-- start Material --

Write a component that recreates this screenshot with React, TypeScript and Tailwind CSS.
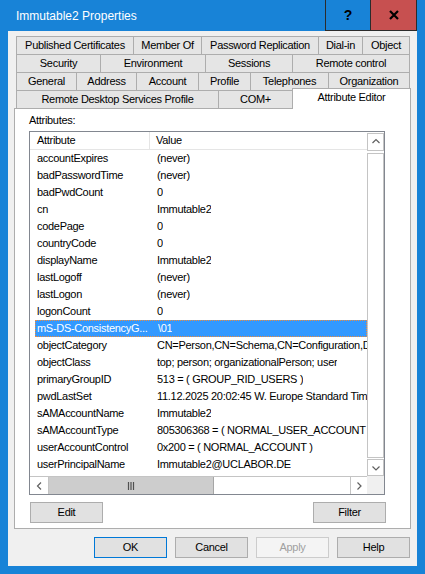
import React from "react";

const rows: [string, string][] = [
  ["accountExpires", "(never)"],
  ["badPasswordTime", "(never)"],
  ["badPwdCount", "0"],
  ["cn", "Immutable2"],
  ["codePage", "0"],
  ["countryCode", "0"],
  ["displayName", "Immutable2"],
  ["lastLogoff", "(never)"],
  ["lastLogon", "(never)"],
  ["logonCount", "0"],
  ["mS-DS-ConsistencyG...", "\\01"],
  ["objectCategory", "CN=Person,CN=Schema,CN=Configuration,DC=uclabor,DC=de"],
  ["objectClass", "top; person; organizationalPerson; user"],
  ["primaryGroupID", "513 = ( GROUP_RID_USERS )"],
  ["pwdLastSet", "11.12.2025 20:02:45 W. Europe Standard Time"],
  ["sAMAccountName", "Immutable2"],
  ["sAMAccountType", "805306368 = ( NORMAL_USER_ACCOUNT )"],
  ["userAccountControl", "0x200 = ( NORMAL_ACCOUNT )"],
  ["userPrincipalName", "Immutable2@UCLABOR.DE"],
];

type Tab = [string, number];
const tabRows: Tab[][] = [
  [["Published Certificates", 117], ["Member Of", 68], ["Password Replication", 117], ["Dial-in", 44], ["Object", 48]],
  [["Security", 84], ["Environment", 105], ["Sessions", 87], ["Remote control", 118]],
  [["General", 60], ["Address", 60], ["Account", 62], ["Profile", 52], ["Telephones", 78], ["Organization", 82]],
];

function TabCell({ label, w, last }: { label: string; w: number; last?: boolean }) {
  return (
    <div
      className={`h-[18px] shrink-0 flex items-center justify-center border-t border-l border-[#adadad] bg-[#e5e5e5] ${last ? "border-r" : ""}`}
      style={{ width: w }}
    >
      <span className="whitespace-nowrap">{label}</span>
    </div>
  );
}

function Btn({ label, w = 73, variant = "normal" }: { label: string; w?: number; variant?: "normal" | "default" | "disabled" }) {
  const cls =
    variant === "default"
      ? "border-[#0078d7] bg-[#e1e1e1] text-black"
      : variant === "disabled"
      ? "border-[#cccccc] bg-[#f4f4f4] text-[#a0a0a0]"
      : "border-[#adadad] bg-[#e1e1e1] text-black";
  return (
    <div className={`h-[21px] shrink-0 flex items-center justify-center border ${cls}`} style={{ width: w }}>
      {label}
    </div>
  );
}

function Chevron({ dir }: { dir: "up" | "down" | "left" | "right" }) {
  const d =
    dir === "up"
      ? "M1.5 6 L5 2.5 L8.5 6"
      : dir === "down"
      ? "M1.5 3.5 L5 7 L8.5 3.5"
      : dir === "left"
      ? "M6 1.5 L2.5 5 L6 8.5"
      : "M3.5 1.5 L7 5 L3.5 8.5";
  return (
    <svg width="10" height="10" viewBox="0 0 10 10">
      <path d={d} fill="none" stroke="#606060" strokeWidth="1.2" />
    </svg>
  );
}

export default function App() {
  return (
    <div className="w-[425px] h-[574px] bg-[#1883d7] flex flex-col font-['Liberation_Sans',Arial,sans-serif] overflow-hidden">
      {/* Title bar */}
      <div className="h-[31px] flex items-start shrink-0">
        <div className="flex-1 h-[31px] flex items-center pl-[16px] text-white text-[12px]">Immutable2 Properties</div>
        <div className="flex h-[31px] mr-[8px] border-l border-b border-r border-[#2b2b2b]">
          <div className="w-[45px] h-[30px] flex items-center justify-center text-black font-bold text-[14px] border-r border-[#2b2b2b]">
            ?
          </div>
          <div className="w-[45px] h-[30px] bg-[#c75050] flex items-center justify-center">
            <svg width="10" height="10" viewBox="0 0 10 10">
              <path d="M1 1 L9 9 M9 1 L1 9" stroke="#000" strokeWidth="2.2" />
            </svg>
          </div>
        </div>
      </div>

      {/* Client area */}
      <div className="mx-[8px] h-[535px] bg-[#f0f0f0] flex flex-col pt-[5px] text-[11px] tracking-[-0.3px] text-black">
        <div className="relative z-10 px-[8px] flex flex-col">
          {tabRows.map((row, i) => (
            <div key={i} className="flex h-[18px]">
              {row.map(([l, w], j) => (
                <TabCell key={l} label={l} w={w} last={j === row.length - 1} />
              ))}
            </div>
          ))}
          <div className="flex h-[18px] items-end">
            <TabCell label="Remote Desktop Services Profile" w={202} />
            <TabCell label="COM+" w={74} />
            <div className="w-[119px] h-[21px] -mb-px shrink-0 bg-white border-t border-l border-r border-[#adadad] flex items-center justify-center">
              <span className="whitespace-nowrap -mt-[3px]">Attribute Editor</span>
            </div>
          </div>
        </div>

        {/* Panel */}
        <div className="relative ml-[6px] w-[397px] h-[421px] shrink-0 bg-white border border-[#adadad] flex flex-col">
          <div className="h-[22px] flex items-center pl-[14px]">Attributes:</div>
          <div className="ml-[14px] w-[356px] h-[364px] border border-[#828790] flex flex-col">
            <div className="flex h-[344px]">
              <div className="w-[337px] flex flex-col overflow-hidden">
                <div className="h-[18px] shrink-0 flex border-b border-[#e5e5e5]">
                  <div className="w-[120px] pl-[7px] flex items-center border-r border-[#e5e5e5]">Attribute</div>
                  <div className="pl-[6px] flex items-center">Value</div>
                </div>
                <div className="flex flex-col">
                  {rows.map(([a, v]) => {
                    const sel = a.startsWith("mS-DS");
                    return (
                      <div
                        key={a}
                        className={`ml-[5px] w-[332px] h-[17px] shrink-0 flex items-center whitespace-nowrap overflow-hidden ${
                          sel ? "bg-[#3399ff] text-white border border-dotted border-[#f08c3c]" : ""
                        }`}
                      >
                        <div className={`w-[120px] shrink-0 overflow-hidden ${sel ? "pl-[1px]" : "pl-[2px]"}`}>{a}</div>
                        <div className="pl-[2px] overflow-hidden">{v}</div>
                      </div>
                    );
                  })}
                </div>
              </div>
              {/* vertical scrollbar */}
              <div className="w-[17px] flex flex-col bg-white">
                <div className="h-[18px] mt-px shrink-0 border border-[#c4c4c4] flex items-center justify-center">
                  <Chevron dir="up" />
                </div>
                <div className="flex-1 mt-[2px] border border-[#c4c4c4]" />
                <div className="h-[17px] mt-px shrink-0 border border-[#c4c4c4] flex items-center justify-center">
                  <Chevron dir="down" />
                </div>
              </div>
            </div>
            {/* horizontal scrollbar */}
            <div className="flex h-[18px]">
              <div className="w-[337px] flex border-t border-[#c4c4c4] bg-white pl-px">
                <div className="w-[18px] border-r border-[#c4c4c4] flex items-center justify-center">
                  <Chevron dir="left" />
                </div>
                <div className="w-[165px] bg-[#cdcdcd] border-r border-[#a6a6a6] flex items-center justify-center">
                  <svg width="8" height="8" viewBox="0 0 8 8">
                    <path d="M1.5 0 V8 M4 0 V8 M6.5 0 V8" stroke="#505050" strokeWidth="1.2" />
                  </svg>
                </div>
                <div className="flex-1" />
                <div className="w-[17px] border-l border-[#c4c4c4] flex items-center justify-center">
                  <Chevron dir="right" />
                </div>
              </div>
              <div className="w-[17px] bg-[#f0f0f0]" />
            </div>
          </div>
          <div className="flex justify-between mt-[7px] pl-[15px] pr-[24px]">
            <Btn label="Edit" />
            <Btn label="Filter" />
          </div>
        </div>

        {/* Bottom buttons */}
        <div className="flex justify-end gap-[8px] mt-[8px] pr-[7px]">
          <Btn label="OK" variant="default" />
          <Btn label="Cancel" />
          <Btn label="Apply" variant="disabled" />
          <Btn label="Help" />
        </div>
      </div>
    </div>
  );
}
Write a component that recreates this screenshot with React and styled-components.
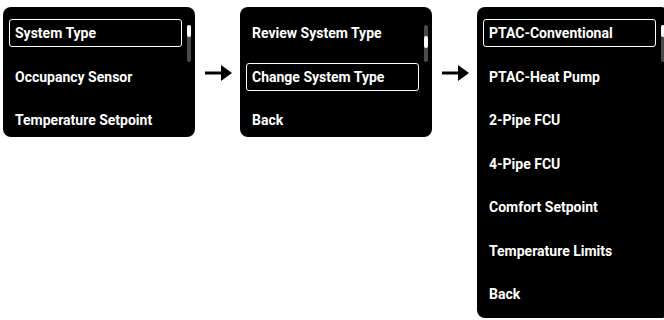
import styled, { createGlobalStyle } from "styled-components";

const GlobalStyle = createGlobalStyle`
	html, body {
		margin: 0;
		padding: 0;
		background: #ffffff;
	}
	body {
		font-family: "Roboto", "Liberation Sans", sans-serif;
		overflow: hidden;
	}
`;

const menus = [
	{
		items: ["System Type", "Occupancy Sensor", "Temperature Setpoint"],
		selected: 0,
		height: 130,
		thumbTop: 0,
	},
	{
		items: ["Review System Type", "Change System Type", "Back"],
		selected: 1,
		height: 130,
		thumbTop: 11,
	},
	{
		items: [
			"PTAC-Conventional",
			"PTAC-Heat Pump",
			"2-Pipe FCU",
			"4-Pipe FCU",
			"Comfort Setpoint",
			"Temperature Limits",
			"Back",
		],
		selected: 0,
		height: 311,
		thumbTop: 0,
	},
];

function Arrow() {
	return (
		<ArrowSlot>
			<svg width="27" height="18" viewBox="0 0 27 18">
				<line x1="0" y1="9" x2="18" y2="9" stroke="#000" strokeWidth="3" />
				<polygon points="16,1 27,9 16,17" fill="#000" />
			</svg>
		</ArrowSlot>
	);
}

function Screen({ menu }) {
	return (
		<Panel $height={menu.height}>
			<List>
				{menu.items.map((item, i) => (
					<Item key={item} $active={i === menu.selected}>
						{item}
					</Item>
				))}
			</List>
			<Track>
				<Thumb $top={menu.thumbTop} />
			</Track>
		</Panel>
	);
}

export default function App() {
	return (
		<>
			<GlobalStyle />
			<Page>
				<Screen menu={menus[0]} />
				<Arrow />
				<Screen menu={menus[1]} />
				<Arrow />
				<Screen menu={menus[2]} />
			</Page>
		</>
	);
}

const Page = styled.div`
	display: flex;
	align-items: flex-start;
	gap: 9px;
	padding: 7px 0 0 3px;
	width: 664px;
	box-sizing: border-box;
	overflow: hidden;
`;

const ArrowSlot = styled.div`
	height: 130px;
	display: flex;
	align-items: center;
	padding-top: 1px;
	margin-left: 1px;
	margin-right: -1px;
	box-sizing: border-box;
`;

const Panel = styled.div`
	position: relative;
	flex-shrink: 0;
	width: 192px;
	height: ${(p) => p.$height}px;
	background: #000000;
	border-radius: 8px;
	overflow: hidden;
	box-sizing: border-box;
	padding: 12px 0 0 6px;
`;

const List = styled.div`
	display: flex;
	flex-direction: column;
	gap: 15.5px;
	width: 173px;
`;

const Item = styled.div`
	height: 28px;
	box-sizing: border-box;
	display: flex;
	align-items: center;
	padding-left: 5px;
	border: 1.5px solid ${(p) => (p.$active ? "#ffffff" : "transparent")};
	border-radius: 3px;
	color: #ffffff;
	font-size: 14px;
	font-weight: 700;
	white-space: nowrap;
`;

const Track = styled.div`
	position: absolute;
	top: 18px;
	left: 184px;
	width: 4px;
	height: 37px;
	border-radius: 2px;
	background: #4a4a4a;
`;

const Thumb = styled.div`
	position: absolute;
	top: ${(p) => p.$top}px;
	left: 0;
	width: 4px;
	height: 12px;
	border-radius: 2px;
	background: #ffffff;
`;
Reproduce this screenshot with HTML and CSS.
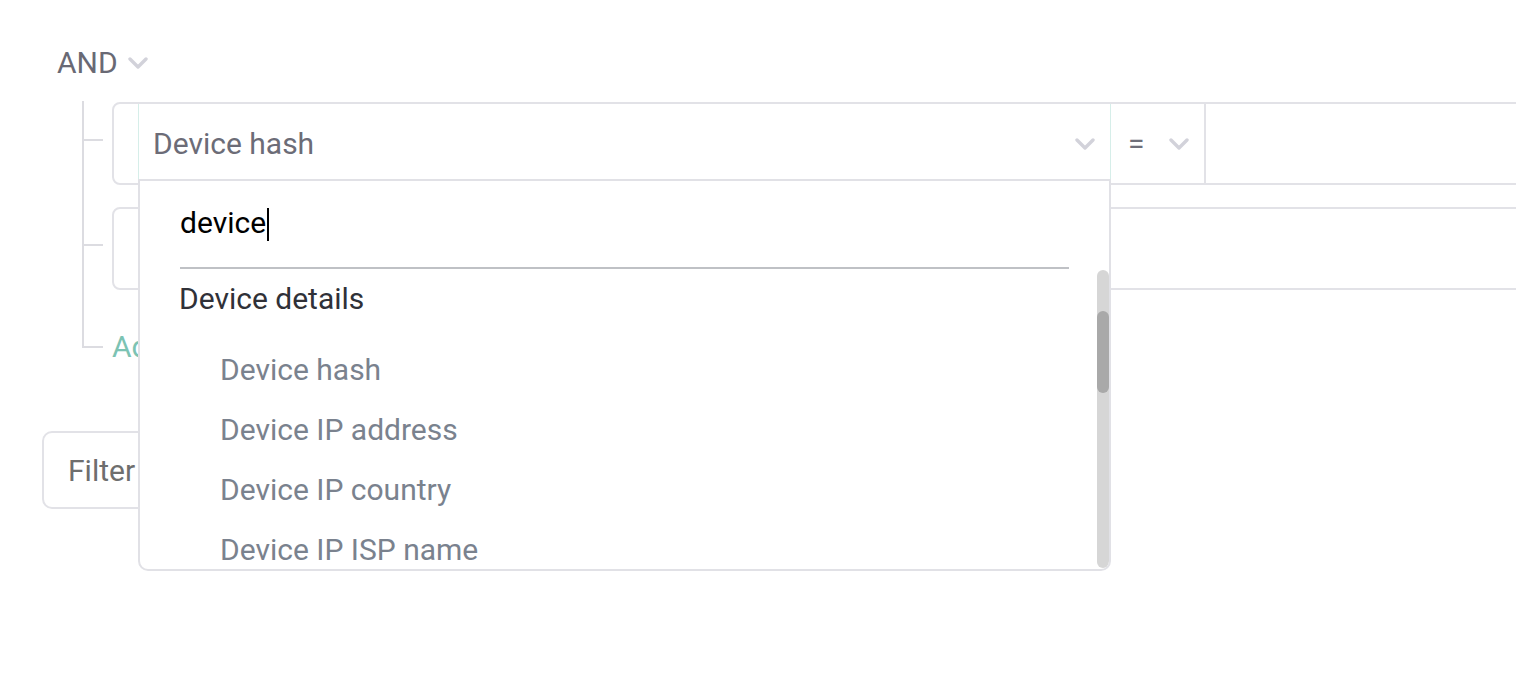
FILE: index.html
```html
<!DOCTYPE html>
<html lang="en"><head>
    <meta charset="UTF-8">
    <meta name="viewport" content="width=device-width, initial-scale=1.0">
    <title>Filter builder</title>
    <link rel="stylesheet" href="styles.css">
</head>
<body>
    <div class="page">
        <div class="group">
            <div class="combinator">
                <span>AND</span>
                <svg class="chevron" viewBox="0 0 20 12"><polyline points="2,2 10,10 18,2"/></svg>
            </div>
            <div class="tree">
                <div class="branch">
                    <div class="rule">
                        <div class="handle"></div>
                        <div class="field">
                            <span class="field-label">Device hash</span>
                            <svg class="chevron" viewBox="0 0 20 12"><polyline points="2,2 10,10 18,2"/></svg>
                            <div class="dropdown">
                                <div class="search"><span>device</span><span class="caret"></span></div>
                                <div class="options">
                                    <div class="option-list">
                                        <div class="option-group">Device details</div>
                                        <div class="option first">Device hash</div>
                                        <div class="option">Device IP address</div>
                                        <div class="option">Device IP country</div>
                                        <div class="option">Device IP ISP name</div>
                                    </div>
                                    <div class="scrollbar"><div class="thumb"></div></div>
                                </div>
                            </div>
                        </div>
                        <div class="operator">
                            <span>=</span>
                            <svg class="chevron" viewBox="0 0 20 12"><polyline points="2,2 10,10 18,2"/></svg>
                        </div>
                        <div class="value"></div>
                    </div>
                </div>
                <div class="branch">
                    <div class="rule">
                        <div class="handle"></div>
                        <div class="field"></div>
                        <div class="value"></div>
                    </div>
                </div>
                <div class="branch last">
                    <a class="add-rule">Add rule</a>
                </div>
            </div>
        </div>
        <button class="filter-btn">Filter</button>
    </div>
</body>
</html>
```

FILE: styles.css
```css
body {
    margin: 0;
    font-family: Roboto, "Noto Sans", sans-serif;
    font-size: 30px;
    background: #fff;
}
.page {
    height: 100vh;
    overflow: hidden;
    padding-left: 42px;
    box-sizing: border-box;
}
.group {
    padding-left: 15px;
    padding-top: 43px;
}
.combinator {
    display: flex;
    align-items: center;
    gap: 10px;
    line-height: 40px;
    color: #696974;
}
.chevron {
    width: 20px;
    height: 12px;
    fill: none;
    stroke: #d2d2da;
    stroke-width: 3.4;
    stroke-linecap: round;
    stroke-linejoin: round;
    flex-shrink: 0;
}
.tree {
    margin-left: 25px;
    margin-top: 19px;
}
.branch {
    position: relative;
    padding-left: 30px;
    padding-bottom: 22px;
}
.branch:nth-child(2) {
    padding-bottom: 37px;
}
.branch::before {
    content: "";
    position: absolute;
    left: 0;
    top: -1px;
    bottom: 0;
    width: 2px;
    background: #dcdce1;
}
.branch::after {
    content: "";
    position: absolute;
    left: 0;
    top: 37px;
    width: 21px;
    height: 2px;
    background: #dcdce1;
}
.branch.last {
    padding-bottom: 0;
}
.branch.last::before {
    bottom: auto;
    height: 22px;
}
.branch.last::after {
    top: 19px;
}
.rule {
    display: flex;
    width: 1500px;
    height: 83px;
    box-sizing: border-box;
    border: 2px solid #e2e2e7;
    border-radius: 8px;
    background: #fff;
}
.handle {
    width: 24px;
    flex-shrink: 0;
}
.field {
    position: relative;
    flex: 0 0 973px;
    box-sizing: border-box;
    display: flex;
    align-items: center;
    justify-content: space-between;
    padding: 0 15px 0 14px;
    border-left: 1px solid #d6eee9;
    border-right: 1px solid #d6eee9;
    color: #6c6c77;
}
.operator {
    flex: 0 0 95px;
    box-sizing: border-box;
    display: flex;
    align-items: center;
    justify-content: space-between;
    padding: 0 15px 0 17px;
    border-right: 2px solid #e2e2e7;
    color: #6f6f7a;
}
.value {
    flex: 1;
}
.dropdown {
    position: absolute;
    z-index: 10;
    top: 75px;
    left: -1px;
    right: -1px;
    height: 392px;
    box-sizing: border-box;
    border: 2px solid #e1e1e6;
    border-radius: 0 0 10px 10px;
    background: #fff;
    overflow: hidden;
}
.search {
    margin: 0 40px;
    padding: 22px 0 24px;
    line-height: 40px;
    border-bottom: 2px solid #bfc1c5;
    color: #000;
}
.caret {
    display: inline-block;
    width: 2px;
    height: 33px;
    margin-left: 1px;
    background: #000;
    vertical-align: -8px;
}
.options {
    display: flex;
    height: 300px;
}
.option-list {
    flex: 1;
    overflow: hidden;
    padding-left: 39px;
}
.option-group {
    line-height: 60px;
    color: #303138;
}
.option {
    line-height: 60px;
    padding-left: 41px;
    color: #7a828e;
}
.option.first {
    margin-top: 11px;
}
.scrollbar {
    width: 12px;
    margin: 1px 0;
    background: #d6d6d6;
    border-radius: 6px;
}
.thumb {
    margin-top: 41px;
    height: 82px;
    background: #a9a9a9;
    border-radius: 6px;
}
.add-rule {
    display: block;
    line-height: 40px;
    color: #7cc3b3;
}
.filter-btn {
    margin-top: 64px;
    padding: 18px 60px 16px 24px;
    font-family: inherit;
    font-size: 30px;
    line-height: 40px;
    color: #6e6e6e;
    background: #fff;
    border: 2px solid #e2e2e7;
    border-radius: 10px;
}
```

-- end Material --

(Goal of the exercise) Within the entries above, how many lines contain "this"? Respond with the number only.

(Full output) 3